Conclusion: The Fragile Peace Demands Constant Care

Treaties are not magic wands. They can structure reconciliation, but they cannot enforce forgiveness or guarantee justice. The fragile peace that follows dictatorship is never fully secured by a single document. It must be nurtured by ongoing political engagement, educational programs, memorialization, and a justice system that learns to balance accountability with the need to move forward. Treaties provide the framework, but societies must fill that framework with sustained effort across generations.

Argentina, South Africa, Chile, Spain, and Colombia offer contrasting lessons. Some treaties enabled justice; others delayed it. Some opened space for later reckoning; others closed it. What they share is the understanding that post-dictatorship reconciliation is a process, not an event. A treaty is a beginning—not an end. The real work lies in the decades of building institutions, rebuilding trust, and ensuring that the promise of "never again" becomes more than a phrase. Each generation must renew that promise, adapting it to new challenges and new understandings of justice.

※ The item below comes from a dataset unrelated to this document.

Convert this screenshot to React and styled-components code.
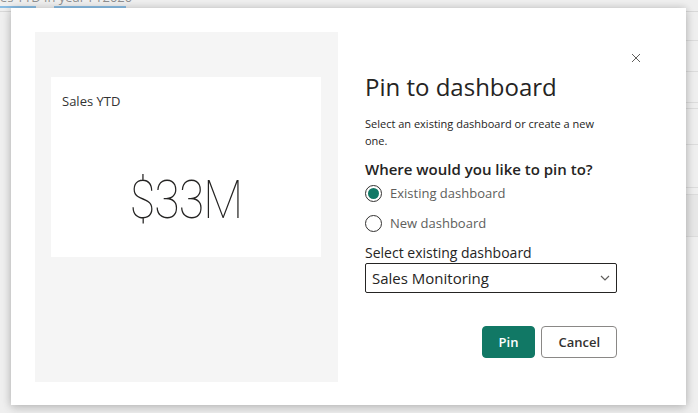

For societies emerging from authoritarian rule, the path is neither straight nor easy. But the experiences of those who have walked it provide a map—and a warning. Treaties can lay the foundation for lasting peace, but only if they are built on truth, justice, and the active participation of those who suffered the most. The fragile peace demands constant care, and that care begins with the courage to look honestly at the past and the wisdom to craft agreements that can bear the weight of future hopes.